- Aim of the task -
Give every line from the entries that contains "this".

- Data shown -
————————

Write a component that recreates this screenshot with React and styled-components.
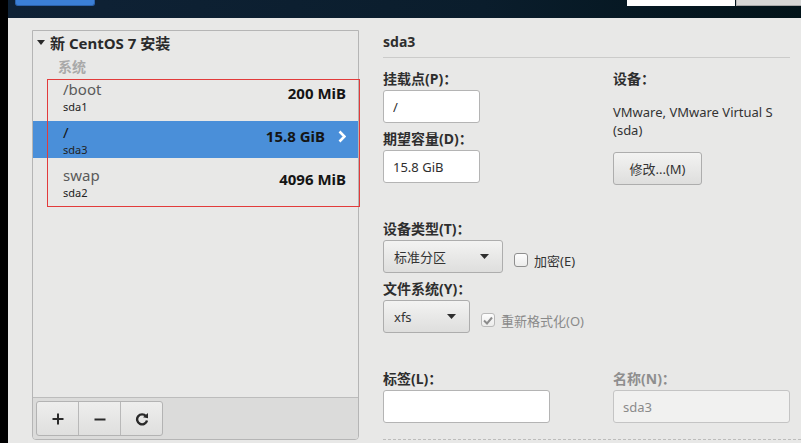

————————

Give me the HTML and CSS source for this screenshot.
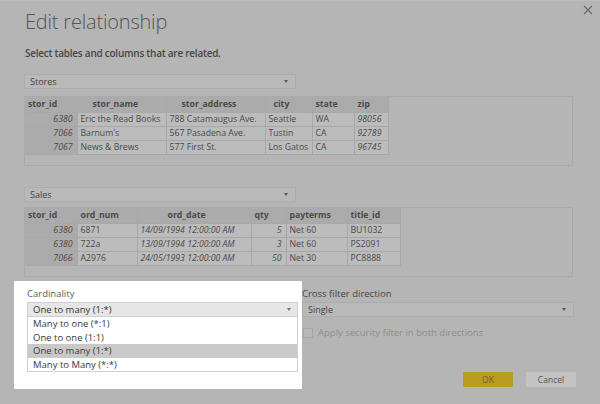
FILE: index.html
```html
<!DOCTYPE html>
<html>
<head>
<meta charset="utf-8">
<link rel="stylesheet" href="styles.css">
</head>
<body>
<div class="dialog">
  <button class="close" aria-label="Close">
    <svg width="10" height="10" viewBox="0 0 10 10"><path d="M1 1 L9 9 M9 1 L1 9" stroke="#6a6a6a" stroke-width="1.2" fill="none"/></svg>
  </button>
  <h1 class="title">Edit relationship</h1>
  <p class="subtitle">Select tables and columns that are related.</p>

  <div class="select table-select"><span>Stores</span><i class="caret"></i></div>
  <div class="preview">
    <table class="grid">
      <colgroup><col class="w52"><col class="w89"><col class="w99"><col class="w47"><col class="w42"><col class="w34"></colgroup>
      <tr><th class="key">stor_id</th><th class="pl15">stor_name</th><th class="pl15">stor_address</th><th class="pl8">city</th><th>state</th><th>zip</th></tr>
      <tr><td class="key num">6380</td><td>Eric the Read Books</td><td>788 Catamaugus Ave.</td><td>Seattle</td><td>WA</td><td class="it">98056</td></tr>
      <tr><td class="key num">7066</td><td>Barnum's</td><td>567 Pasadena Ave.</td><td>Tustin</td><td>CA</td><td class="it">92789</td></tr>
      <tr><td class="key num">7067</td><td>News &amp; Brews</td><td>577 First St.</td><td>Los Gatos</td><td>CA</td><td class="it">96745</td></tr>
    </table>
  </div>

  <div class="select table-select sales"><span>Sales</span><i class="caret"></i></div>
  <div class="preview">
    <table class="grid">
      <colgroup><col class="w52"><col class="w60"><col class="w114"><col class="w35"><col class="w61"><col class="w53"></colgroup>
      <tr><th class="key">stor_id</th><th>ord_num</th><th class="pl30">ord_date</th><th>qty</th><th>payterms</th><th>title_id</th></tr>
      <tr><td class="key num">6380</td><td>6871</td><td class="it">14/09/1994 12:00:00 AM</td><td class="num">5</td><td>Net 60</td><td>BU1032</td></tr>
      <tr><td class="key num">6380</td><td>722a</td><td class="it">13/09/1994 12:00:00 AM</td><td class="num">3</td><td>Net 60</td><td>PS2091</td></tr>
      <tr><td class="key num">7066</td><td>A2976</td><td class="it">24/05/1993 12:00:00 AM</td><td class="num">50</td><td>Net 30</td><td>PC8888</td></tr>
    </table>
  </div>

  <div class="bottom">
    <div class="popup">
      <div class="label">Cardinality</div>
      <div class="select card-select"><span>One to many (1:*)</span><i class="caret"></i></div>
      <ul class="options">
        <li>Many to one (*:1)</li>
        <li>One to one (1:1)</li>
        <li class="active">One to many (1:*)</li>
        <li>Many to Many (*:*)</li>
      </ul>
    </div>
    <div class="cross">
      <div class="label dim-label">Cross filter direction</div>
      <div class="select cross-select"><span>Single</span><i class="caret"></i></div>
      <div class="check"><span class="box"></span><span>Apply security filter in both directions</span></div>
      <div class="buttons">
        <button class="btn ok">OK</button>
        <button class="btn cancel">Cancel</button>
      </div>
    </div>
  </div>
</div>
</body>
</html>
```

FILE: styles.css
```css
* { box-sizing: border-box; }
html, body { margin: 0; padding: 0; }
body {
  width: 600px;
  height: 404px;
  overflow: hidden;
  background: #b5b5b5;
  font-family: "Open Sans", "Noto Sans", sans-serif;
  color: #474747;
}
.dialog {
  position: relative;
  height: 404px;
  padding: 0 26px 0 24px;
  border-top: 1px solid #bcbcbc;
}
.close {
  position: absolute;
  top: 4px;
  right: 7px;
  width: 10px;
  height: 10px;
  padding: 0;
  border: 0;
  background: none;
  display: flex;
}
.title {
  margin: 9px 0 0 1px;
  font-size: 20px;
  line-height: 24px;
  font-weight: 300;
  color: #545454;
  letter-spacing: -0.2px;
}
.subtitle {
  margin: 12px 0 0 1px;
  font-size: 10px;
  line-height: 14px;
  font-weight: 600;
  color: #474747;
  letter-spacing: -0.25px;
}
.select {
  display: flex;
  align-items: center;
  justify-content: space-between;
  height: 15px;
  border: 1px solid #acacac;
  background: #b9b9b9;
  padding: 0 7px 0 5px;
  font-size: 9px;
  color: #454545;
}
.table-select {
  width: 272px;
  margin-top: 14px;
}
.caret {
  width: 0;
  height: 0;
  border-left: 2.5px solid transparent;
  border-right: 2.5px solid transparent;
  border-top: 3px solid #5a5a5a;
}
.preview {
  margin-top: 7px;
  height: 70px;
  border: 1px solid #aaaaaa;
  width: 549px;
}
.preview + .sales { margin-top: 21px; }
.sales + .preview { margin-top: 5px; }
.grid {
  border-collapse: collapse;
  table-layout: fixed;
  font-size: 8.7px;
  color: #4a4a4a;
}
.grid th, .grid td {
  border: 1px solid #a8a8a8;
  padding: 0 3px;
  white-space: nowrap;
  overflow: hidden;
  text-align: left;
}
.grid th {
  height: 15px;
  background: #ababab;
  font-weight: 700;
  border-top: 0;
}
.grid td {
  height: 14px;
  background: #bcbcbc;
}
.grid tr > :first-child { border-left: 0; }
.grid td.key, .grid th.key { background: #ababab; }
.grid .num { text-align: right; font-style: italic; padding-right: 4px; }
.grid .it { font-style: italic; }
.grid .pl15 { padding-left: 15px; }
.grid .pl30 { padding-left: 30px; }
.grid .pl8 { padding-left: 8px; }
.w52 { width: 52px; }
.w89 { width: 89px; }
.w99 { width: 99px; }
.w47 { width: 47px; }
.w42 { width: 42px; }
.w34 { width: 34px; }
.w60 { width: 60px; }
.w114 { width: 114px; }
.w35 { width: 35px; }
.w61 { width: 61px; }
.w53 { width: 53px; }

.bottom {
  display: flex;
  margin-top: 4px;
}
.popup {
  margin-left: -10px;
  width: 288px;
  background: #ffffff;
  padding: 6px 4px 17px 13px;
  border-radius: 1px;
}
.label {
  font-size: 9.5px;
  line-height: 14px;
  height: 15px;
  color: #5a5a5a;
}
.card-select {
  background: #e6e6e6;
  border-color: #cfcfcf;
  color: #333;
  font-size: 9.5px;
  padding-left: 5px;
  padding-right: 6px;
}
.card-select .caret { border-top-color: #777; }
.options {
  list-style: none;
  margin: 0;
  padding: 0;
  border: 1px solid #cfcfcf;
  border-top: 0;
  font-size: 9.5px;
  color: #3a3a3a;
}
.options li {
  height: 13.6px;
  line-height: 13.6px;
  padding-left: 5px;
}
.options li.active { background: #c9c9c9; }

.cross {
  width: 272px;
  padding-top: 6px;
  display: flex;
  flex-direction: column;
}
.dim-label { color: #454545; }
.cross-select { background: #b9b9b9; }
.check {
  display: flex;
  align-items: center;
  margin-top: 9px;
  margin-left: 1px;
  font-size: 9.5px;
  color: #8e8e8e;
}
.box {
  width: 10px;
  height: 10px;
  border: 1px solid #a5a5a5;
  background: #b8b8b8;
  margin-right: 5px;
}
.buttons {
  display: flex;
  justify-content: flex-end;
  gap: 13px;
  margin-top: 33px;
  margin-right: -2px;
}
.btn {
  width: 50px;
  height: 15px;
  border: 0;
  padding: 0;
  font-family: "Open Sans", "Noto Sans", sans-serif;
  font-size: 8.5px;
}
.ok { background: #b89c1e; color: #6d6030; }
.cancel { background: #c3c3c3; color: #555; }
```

————————

- Reply -
Write a component that recreates this screenshot with React and styled-components.
Give me the HTML and CSS source for this screenshot.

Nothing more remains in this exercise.